▶ **PROBLEM DETAILS**: Give back exactly the lines from the beginning of the listing below to the line holding "import * as", both ends included; the pictures stay out.

▶ **ENTRIES SHOWN**:
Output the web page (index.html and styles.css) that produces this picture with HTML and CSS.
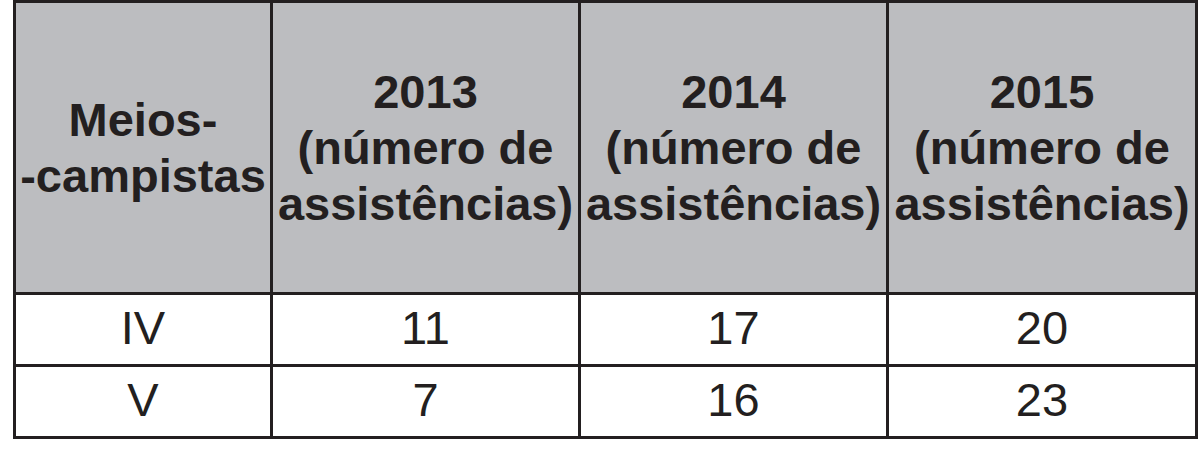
FILE: index.html
```html
<!DOCTYPE html>
<html lang="pt">
<head>
<meta charset="utf-8">
<link rel="stylesheet" href="styles.css">
</head>
<body>
<table class="stats">
  <colgroup>
    <col class="c1"><col class="c2"><col class="c3"><col class="c4">
  </colgroup>
  <thead>
    <tr class="head">
      <th>Meios-<br>-campistas</th>
      <th>2013<br>(número de<br>assistências)</th>
      <th>2014<br>(número de<br>assistências)</th>
      <th>2015<br>(número de<br>assistências)</th>
    </tr>
  </thead>
  <tbody>
    <tr class="row"><td>IV</td><td>11</td><td>17</td><td>20</td></tr>
    <tr class="row"><td>V</td><td>7</td><td>16</td><td>23</td></tr>
  </tbody>
</table>
</body>
</html>
```
FILE: styles.css
```css
html, body {
  margin: 0;
  padding: 0;
  background: #ffffff;
}
.stats {
  margin-left: 13px;
  border-collapse: collapse;
  width: 1184px;
  table-layout: fixed;
  font-family: "Liberation Sans", Arial, sans-serif;
  color: #231f20;
}
.c1 { width: 257px; }
.c2 { width: 308px; }
.c3 { width: 308px; }
.c4 { width: 309px; }
.stats th, .stats td {
  border: 3px solid #231f20;
  text-align: center;
  padding: 0;
}
.head th {
  background: #bcbdc0;
  height: 289px;
  font-size: 47px;
  font-weight: bold;
  line-height: 56px;
  vertical-align: middle;
}
.row td {
  height: 66px;
  padding-bottom: 3px;
  font-size: 47px;
  line-height: 50px;
}
```
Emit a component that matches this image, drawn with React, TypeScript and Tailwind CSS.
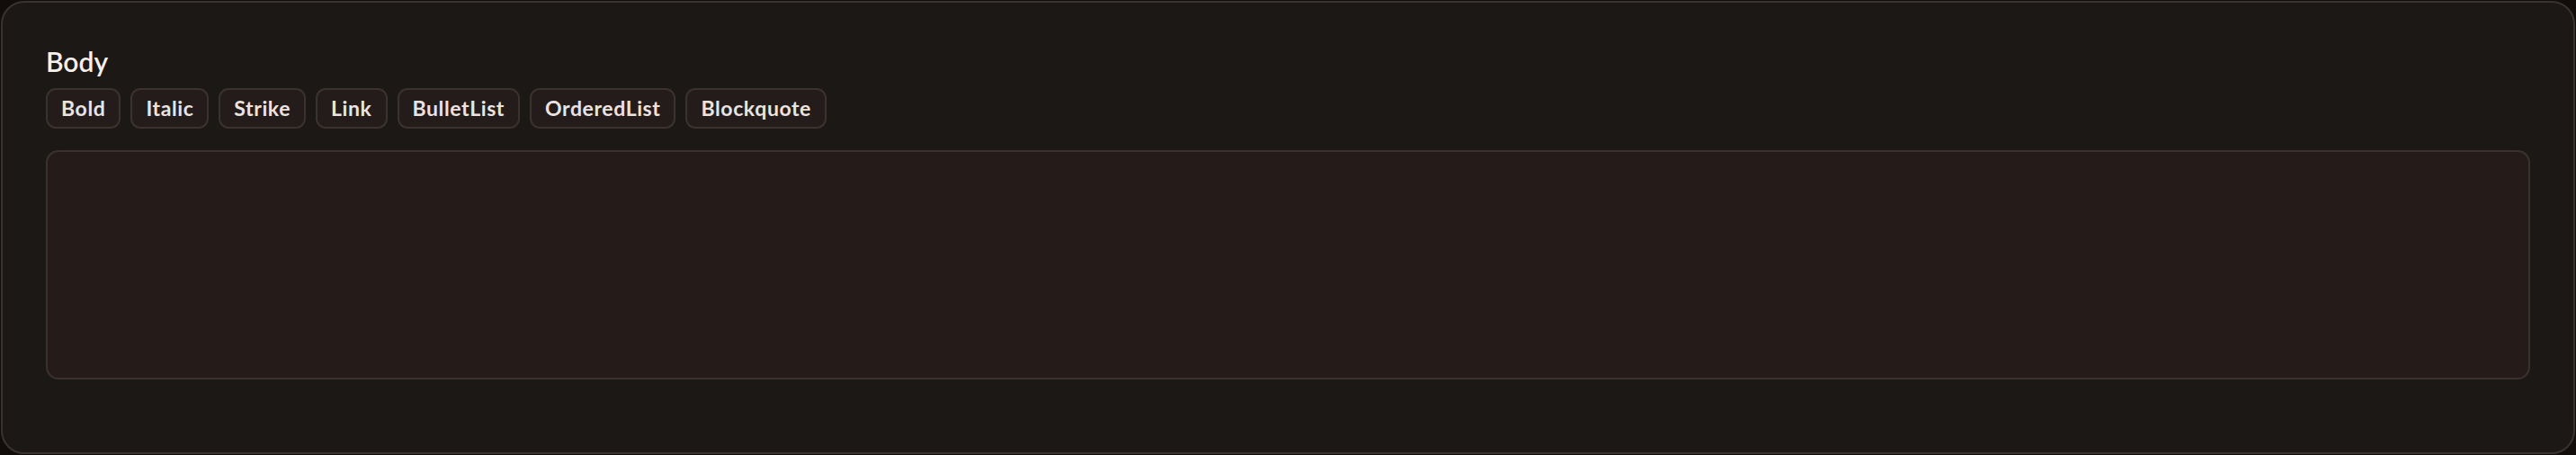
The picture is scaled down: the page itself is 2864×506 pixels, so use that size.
import * as React from "react"

const tools = [
  "Bold",
  "Italic",
  "Strike",
  "Link",
  "BulletList",
  "OrderedList",
  "Blockquote",
]

function ToolButton({ label }: { label: string }) {
  return (
    <button
      type="button"
      className="flex h-[45px] items-center rounded-[11px] border-2 border-[#3b322f] bg-[#241c1a] px-[15px] text-[23px] font-bold tracking-[0.6px] text-[#ece3e0]"
    >
      {label}
    </button>
  )
}

export default function App() {
  return (
    <div
      className="h-[506px] w-full bg-[#110d0b] p-px"
      style={{ fontFamily: "Lato, 'Noto Sans', sans-serif" }}
    >
      <div className="flex h-[504px] flex-col rounded-[26px] border-2 border-[#3a3230] bg-[#1c1815] px-[48px] pt-[47px]">
        <h2 className="text-[30px] leading-[36px] font-semibold text-[#f5efed]">
          Body
        </h2>
        <div className="mt-[12px] flex gap-[11px]">
          {tools.map((t) => (
            <ToolButton key={t} label={t} />
          ))}
        </div>
        <div className="mt-[24px] h-[255px] rounded-[14px] border-2 border-[#3a3130] bg-[#251c1a]" />
      </div>
    </div>
  )
}
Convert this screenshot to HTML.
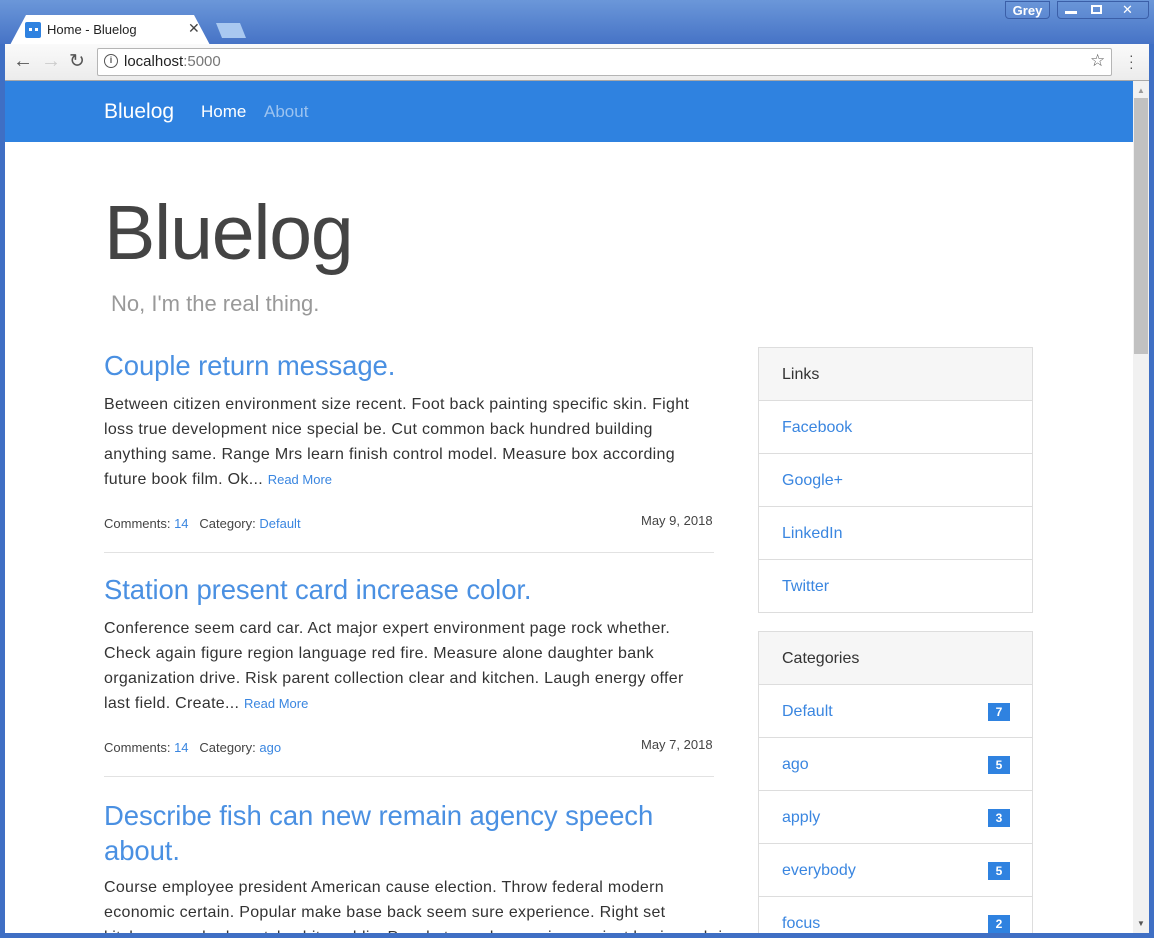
<!DOCTYPE html>
<html><head><meta charset="utf-8"><style>
*{margin:0;padding:0;box-sizing:border-box}
body{width:1154px;height:938px;overflow:hidden;font-family:"Liberation Sans",sans-serif;background:#3f6fc4;position:relative}
.a{position:absolute}
.title{left:0;top:0;width:1154px;height:44px;background:linear-gradient(#6b97d9,#4673c6)}
.tab{left:10px;top:15px;width:200px;height:30px;background:#fff;clip-path:polygon(0 100%,8% 0,92% 0,100% 100%)}
.toolbar{left:5px;top:44px;width:1144px;height:37px;background:linear-gradient(#fafafa,#ececec);border-bottom:1px solid #a8a8a8}
.url{left:97px;top:48px;width:1015px;height:28px;background:#fff;border:1px solid #b5b5b5;border-radius:2px}
.page{left:5px;top:81px;width:1128px;height:852px;background:#fff;overflow:hidden}
.nav{left:0;top:0;width:1128px;height:61px;background:#2f82e0}
.sb{left:1133px;top:81px;width:16px;height:852px;background:#f1f1f1}
.p{font-size:16px;line-height:25px;color:#333;width:640px;white-space:nowrap;letter-spacing:.3px}
.p .rm{letter-spacing:0}
.h{font-size:27.5px;color:#4a90e2;letter-spacing:-.1px;white-space:nowrap}
.meta{font-size:13px;color:#444}
.meta span{color:#3a86e0}
.rm{font-size:13px;color:#3a86e0}
.hr{height:1px;background:#e2e2e2;width:610px;left:99px}
.card{left:753px;width:275px;border:1px solid #ddd;background:#fff}
.card div{height:53px;border-top:1px solid #ddd;padding-left:23px;line-height:53px;font-size:16px;color:#3a86e0;position:relative}
.card .hd{border-top:none;background:#f6f6f6;color:#333;height:52px}
.b{position:absolute;right:22px;top:18px;width:22px;height:18px;background:#2f82e0;color:#fff;font-size:12px;font-weight:bold;line-height:18px;text-align:center}
</style></head><body>
<div class="a title"></div>
<div class="a tab"></div>
<div class="a" style="left:25px;top:22px;width:16px;height:16px;background:#2f82e0;border-radius:2px"></div>
<div class="a" style="left:29px;top:28px;width:3px;height:3px;background:#fff"></div><div class="a" style="left:35px;top:28px;width:3px;height:3px;background:#fff"></div>
<div class="a" style="left:47px;top:22px;font-size:13px;color:#222">Home - Bluelog</div>
<div class="a" style="left:188px;top:20px;font-size:14px;color:#444">✕</div>
<div class="a" style="left:216px;top:23px;width:30px;height:15px;background:#a9c8f0;clip-path:polygon(0 0,80% 0,100% 100%,20% 100%);"></div>
<div class="a" style="left:1005px;top:1px;width:45px;height:18px;border:1px solid #3b5fa8;border-radius:0 0 4px 4px;color:#fff;font-size:13px;text-align:center;line-height:17px;font-weight:bold">Grey</div>
<div class="a" style="left:1057px;top:1px;width:92px;height:18px;border:1px solid #3b5fa8;border-radius:0 0 4px 4px;color:#fff;font-size:12px;line-height:16px"><span style="position:absolute;left:7px;top:9px;width:12px;height:3px;background:#fff"></span><span style="position:absolute;left:33px;top:3px;width:11px;height:9px;border:2px solid #fff"></span><span style="position:absolute;left:64px;top:0px;font-size:13px">✕</span></div>
<div class="a toolbar"></div>
<div class="a" style="left:13px;top:50px;font-size:20px;color:#555">←</div>
<div class="a" style="left:41px;top:50px;font-size:20px;color:#ccc">→</div>
<div class="a" style="left:69px;top:50px;font-size:19px;color:#555">↻</div>
<div class="a url"></div>
<div class="a" style="left:104px;top:54px;width:14px;height:14px;border:1.5px solid #555;border-radius:50%;font-size:9px;text-align:center;line-height:11px;color:#555;font-weight:bold">i</div>
<div class="a" style="left:124px;top:53px;font-size:15px;color:#222">localhost<span style="color:#777">:5000</span></div>
<div class="a" style="left:1090px;top:51px;font-size:17px;color:#555">☆</div>
<div class="a" style="left:1129px;top:52px;font-size:14px;color:#555;line-height:6px">·<br>·<br>·</div>
<div class="a page">
 <div class="a nav"></div>
 <div class="a" style="left:99px;top:19px;font-size:21px;color:#fff">Bluelog</div>
 <div class="a" style="left:196px;top:21px;font-size:17px;color:#fff">Home</div>
 <div class="a" style="left:259px;top:21px;font-size:17px;color:#9cc3f0">About</div>
 <div class="a" style="left:99px;top:108px;font-size:77px;color:#444;letter-spacing:-1.2px">Bluelog</div>
 <div class="a" style="left:106px;top:210px;font-size:22px;color:#999">No, I'm the real thing.</div>

 <div class="a h" style="left:99px;top:269px">Couple return message.</div>
 <div class="a p" style="left:99px;top:311px">Between citizen environment size recent. Foot back painting specific skin. Fight<br>loss true development nice special be. Cut common back hundred building<br>anything same. Range Mrs learn finish control model. Measure box according<br>future book film. Ok... <span class="rm">Read More</span></div>
 <div class="a meta" style="left:99px;top:435px">Comments: <span>14</span> &nbsp; Category: <span>Default</span></div>
 <div class="a meta" style="left:636px;top:432px">May 9, 2018</div>
 <div class="a hr" style="top:471px"></div>

 <div class="a h" style="left:99px;top:493px">Station present card increase color.</div>
 <div class="a p" style="left:99px;top:535px">Conference seem card car. Act major expert environment page rock whether.<br>Check again figure region language red fire. Measure alone daughter bank<br>organization drive. Risk parent collection clear and kitchen. Laugh energy offer<br>last field. Create... <span class="rm">Read More</span></div>
 <div class="a meta" style="left:99px;top:659px">Comments: <span>14</span> &nbsp; Category: <span>ago</span></div>
 <div class="a meta" style="left:636px;top:656px">May 7, 2018</div>
 <div class="a hr" style="top:695px"></div>

 <div class="a h" style="left:99px;top:717px;line-height:35px">Describe fish can new remain agency speech<br>about.</div>
 <div class="a p" style="left:99px;top:794px">Course employee president American cause election. Throw federal modern<br>economic certain. Popular make base back seem sure experience. Right set<br>kitchen everybody watch white public. People toward campaign against business bring.</div>

 <div class="a card" style="top:266px">
  <div class="hd">Links</div><div>Facebook</div><div>Google+</div><div>LinkedIn</div><div>Twitter</div>
 </div>
 <div class="a card" style="top:550px">
  <div class="hd">Categories</div>
  <div>Default<span class="b">7</span></div><div>ago<span class="b">5</span></div><div>apply<span class="b">3</span></div><div>everybody<span class="b">5</span></div><div>focus<span class="b">2</span></div>
 </div>
</div>
<div class="a sb"><div class="a" style="left:1px;top:17px;width:14px;height:256px;background:#c1c1c1"></div><div class="a" style="left:4px;top:5px;font-size:8px;color:#999">▲</div><div class="a" style="left:4px;top:838px;font-size:8px;color:#555">▼</div></div>
</body></html>
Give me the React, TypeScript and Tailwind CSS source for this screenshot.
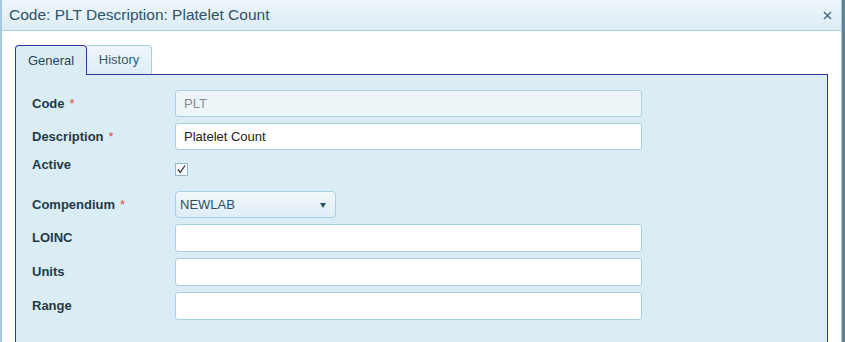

▶ **FINISHED EXERCISE**:
Output the web page (index.html and styles.css) that produces this picture with HTML and CSS.
FILE: index.html
```html
<!DOCTYPE html>
<html lang="pt">
<head>
<meta charset="utf-8">
<link rel="stylesheet" href="styles.css">
</head>
<body>
<table class="stats">
  <colgroup>
    <col class="c1"><col class="c2"><col class="c3"><col class="c4">
  </colgroup>
  <thead>
    <tr class="head">
      <th>Meios-<br>-campistas</th>
      <th>2013<br>(número de<br>assistências)</th>
      <th>2014<br>(número de<br>assistências)</th>
      <th>2015<br>(número de<br>assistências)</th>
    </tr>
  </thead>
  <tbody>
    <tr class="row"><td>IV</td><td>11</td><td>17</td><td>20</td></tr>
    <tr class="row"><td>V</td><td>7</td><td>16</td><td>23</td></tr>
  </tbody>
</table>
</body>
</html>
```
FILE: styles.css
```css
html, body {
  margin: 0;
  padding: 0;
  background: #ffffff;
}
.stats {
  margin-left: 13px;
  border-collapse: collapse;
  width: 1184px;
  table-layout: fixed;
  font-family: "Liberation Sans", Arial, sans-serif;
  color: #231f20;
}
.c1 { width: 257px; }
.c2 { width: 308px; }
.c3 { width: 308px; }
.c4 { width: 309px; }
.stats th, .stats td {
  border: 3px solid #231f20;
  text-align: center;
  padding: 0;
}
.head th {
  background: #bcbdc0;
  height: 289px;
  font-size: 47px;
  font-weight: bold;
  line-height: 56px;
  vertical-align: middle;
}
.row td {
  height: 66px;
  padding-bottom: 3px;
  font-size: 47px;
  line-height: 50px;
}
```
Emit a component that matches this image, drawn with React, TypeScript and Tailwind CSS.
The picture is scaled down: the page itself is 2864×506 pixels, so use that size.
import * as React from "react"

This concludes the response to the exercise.